Scalping is a trading strategy geared towards profiting from minor price changes in a stock’s price. Traders who implement this strategy place anywhere from 10 to a few hundred trades in a single day with the belief that small moves in stock price are easier to catch than large ones; traders who implement this strategy are known as scalpers. Many small profits can easily compound into large gains if a strict exit strategy is used to prevent large losses. Scalpers need to be disciplined and need to stick to their trading regimen very closely. Any decision that needs to be made should be done so with certainty. But scalpers should also be very flexible because market conditions are very fluid and if a trade isn’t going as expected, they’ll need to fix the situation as quickly as possible without incurring too much of a loss.
Scalping utilizes larger position sizes for smaller price gains in the smallest period of holding time. It is performed intraday The main goal is to buy or sell a number of shares at the bid — or ask — price and then quickly sell them a few cents higher or lower for a profit. The holding times can vary from seconds to minutes, and in some cases up to several hours.

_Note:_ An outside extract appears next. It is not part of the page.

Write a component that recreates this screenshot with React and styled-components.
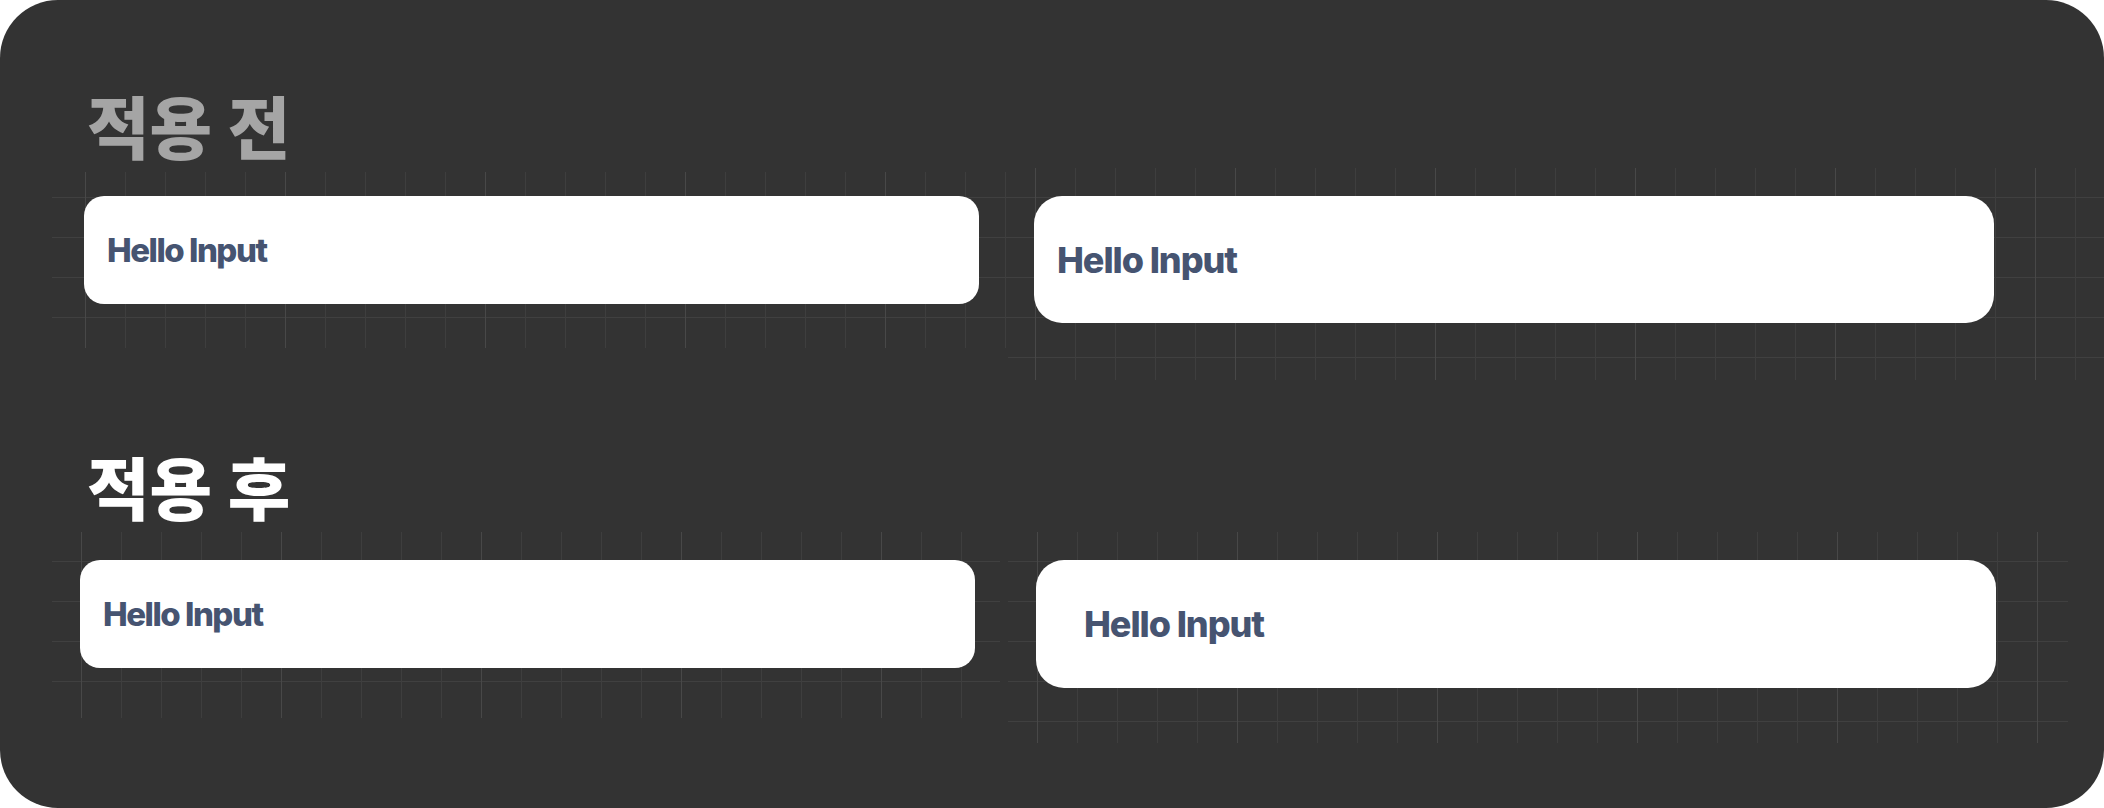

The position is closed before the end of the total market trading session.
Popular Scalping Strategies
There are countless different trading strategies that can be used for scalping profits.
It’s important to note that these strategies cannot be blindly implemented to scalp profits in any asset; rather, they serve as a starting point to developing a more fine-tuned strategy for a particular asset.

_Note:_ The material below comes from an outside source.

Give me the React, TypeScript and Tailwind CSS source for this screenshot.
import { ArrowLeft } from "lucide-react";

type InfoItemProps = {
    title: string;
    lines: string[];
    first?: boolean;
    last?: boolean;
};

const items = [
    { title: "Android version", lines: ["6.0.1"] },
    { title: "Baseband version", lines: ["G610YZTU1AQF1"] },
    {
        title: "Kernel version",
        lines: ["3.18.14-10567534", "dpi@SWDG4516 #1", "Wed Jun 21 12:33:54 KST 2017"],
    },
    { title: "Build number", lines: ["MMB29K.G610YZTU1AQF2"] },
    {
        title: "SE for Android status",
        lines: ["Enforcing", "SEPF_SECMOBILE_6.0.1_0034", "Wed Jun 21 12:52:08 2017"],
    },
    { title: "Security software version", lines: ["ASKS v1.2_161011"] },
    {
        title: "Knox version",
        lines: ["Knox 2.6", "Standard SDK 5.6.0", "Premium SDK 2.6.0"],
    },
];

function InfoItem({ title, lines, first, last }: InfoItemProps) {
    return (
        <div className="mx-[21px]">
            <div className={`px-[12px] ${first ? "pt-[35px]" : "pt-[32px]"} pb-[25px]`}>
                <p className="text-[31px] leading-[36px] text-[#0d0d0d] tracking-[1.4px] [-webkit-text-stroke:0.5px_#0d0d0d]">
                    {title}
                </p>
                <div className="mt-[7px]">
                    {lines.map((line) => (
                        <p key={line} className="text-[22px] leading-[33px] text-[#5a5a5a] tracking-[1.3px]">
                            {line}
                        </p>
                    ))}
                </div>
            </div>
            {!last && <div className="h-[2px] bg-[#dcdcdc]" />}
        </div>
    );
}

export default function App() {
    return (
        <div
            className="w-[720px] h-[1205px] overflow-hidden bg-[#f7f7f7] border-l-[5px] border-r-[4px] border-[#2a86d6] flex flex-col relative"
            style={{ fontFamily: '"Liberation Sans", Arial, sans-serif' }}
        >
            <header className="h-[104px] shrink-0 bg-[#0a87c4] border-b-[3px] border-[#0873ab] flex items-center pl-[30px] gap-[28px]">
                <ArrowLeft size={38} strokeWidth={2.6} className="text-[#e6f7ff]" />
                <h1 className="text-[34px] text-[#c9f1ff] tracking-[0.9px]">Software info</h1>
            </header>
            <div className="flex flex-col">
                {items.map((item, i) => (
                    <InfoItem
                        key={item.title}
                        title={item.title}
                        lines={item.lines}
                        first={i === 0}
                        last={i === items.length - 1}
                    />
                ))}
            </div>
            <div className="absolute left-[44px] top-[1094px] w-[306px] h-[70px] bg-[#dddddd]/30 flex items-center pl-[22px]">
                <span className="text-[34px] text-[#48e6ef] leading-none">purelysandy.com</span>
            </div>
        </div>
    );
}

There are several steps to implementing scalping strategies:
- Define: Determine what technical indicators you plan on using and the settings for them.

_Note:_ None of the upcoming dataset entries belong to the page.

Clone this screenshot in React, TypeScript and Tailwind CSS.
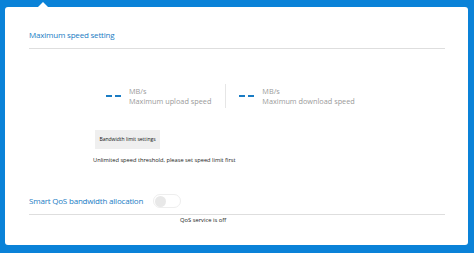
import React from "react";

export default function App() {
  return (
    <div className="w-[474px] h-[253px] bg-[#0a82d8] pt-[7px] pl-[5px] overflow-hidden" style={{ fontFamily: '"Open Sans", "Noto Sans", sans-serif' }}>
      <div className="relative w-[463px] h-[238px] bg-white rounded-[3px] flex flex-col">
        <div className="absolute -top-[5px] left-[33px] w-0 h-0 border-l-[5px] border-r-[5px] border-b-[5px] border-l-transparent border-r-transparent border-b-white" />
        <div className="ml-[24px] mr-[23px] mt-[22px] pb-[7px] border-b border-[#dedede] text-[8px] tracking-[-0.2px] text-[#1a7cc4] leading-[12px]">
          Maximum speed setting
        </div>
        <div className="flex items-center mt-[35px] ml-[101px]">
          <div className="flex items-center">
            <div className="flex gap-[3px] mr-[8px]">
              <div className="w-[6px] h-[2px] bg-[#1a7cc4]" />
              <div className="w-[6px] h-[2px] bg-[#1a7cc4]" />
            </div>
            <div className="text-[7.3px] leading-[10px] text-[#9a9a9a]">
              <div>MB/s</div>
              <div>Maximum upload speed</div>
            </div>
          </div>
          <div className="w-px h-[24px] bg-[#e6e6e6] ml-[14px] mr-[13px]" />
          <div className="flex items-center">
            <div className="flex gap-[3px] mr-[8px]">
              <div className="w-[6px] h-[2px] bg-[#1a7cc4]" />
              <div className="w-[6px] h-[2px] bg-[#1a7cc4]" />
            </div>
            <div className="text-[7.3px] leading-[10px] text-[#9a9a9a]">
              <div>MB/s</div>
              <div>Maximum download speed</div>
            </div>
          </div>
        </div>
        <div className="ml-[90px] mt-[22px] w-[65px] h-[19px] bg-[#efefef] flex items-center justify-center text-[5px] text-[#111] font-medium whitespace-nowrap">
          Bandwidth limit settings
        </div>
        <div className="ml-[88px] mt-[7px] text-[5.7px] text-[#222] leading-[8px] whitespace-nowrap">
          Unlimited speed threshold, please set speed limit first
        </div>
        <div className="ml-[24px] mr-[23px] mt-[29px] pb-[5px] border-b border-[#dedede]">
          <div className="h-[16px] flex items-center">
            <span className="text-[8px] tracking-[-0.2px] text-[#1a7cc4] leading-[12px] w-[124px] whitespace-nowrap">Smart QoS bandwidth allocation</span>
            <div className="w-[28px] h-[14px] rounded-full border border-[#eeeeee] bg-white flex items-center px-[1px]">
              <div className="w-[11px] h-[11px] rounded-full bg-[#e8e8e8]" />
            </div>
          </div>
        </div>
        <div className="ml-[175px] mt-[1px] text-[5.8px] text-[#222] leading-[8px] whitespace-nowrap">QoS service is off</div>
      </div>
    </div>
  );
}
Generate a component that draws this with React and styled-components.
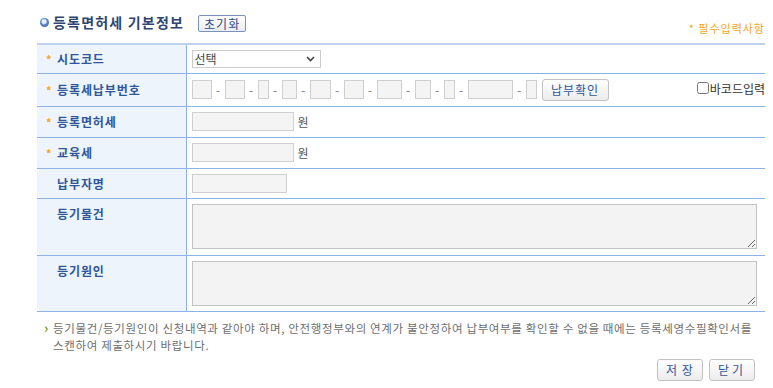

- Backtest: See how the strategy would have performed in the past using historical data.
- Paper Trade: Paper trade the strategies using your broker.
- Optimize: Make any necessary improvements to the strategy to improve the risk-adjusted returns.
- Trade: Trade using the strategy and carefully track the results while being cognizant of any market-moving news.
Pros and Cons of Scalping
Traders should carefully consider the pros and cons of scalping before using the strategy.
The benefits of scalping include:
- Limited Risk: Scalping strategies are designed to limit the risk of loss from any single trade by creating tight take-profit and stop-loss points. There’s a very little market risk.
- Non-Directional: Scalping is a non-directional strategy that doesn’t require the market to move in a specific direction. You can profit in both up and down markets.
- Easy to Automate: Scalping strategies are often easy to automate with trading systems since they are usually based on a series of technical criteria that can be computed.
The drawbacks of scalping include:
- Higher Minimums: Scalping requires higher minimum account values to either comply with pattern day trading rules ($25,000) or generate enough profits to reach your goals.
- Higher Transaction Costs: Scalping involves placing a greater number of trades than other strategies, which means that transaction costs tend to be much higher.
- Greater Leverage: Scalping often requires a high amount of leverage to generate enough profit, which makes it very important to control for risk to avoid large losses.
Scalping is best for short-term traders with access to sufficient starting capital. A high level of discipline is also required for scalpers that aren’t using automated trading systems to buy and sell equities, currencies, or futures. And finally, it’s important to backtest and paper trade any untested scalping strategy to ensure it’s the right fit for your goals.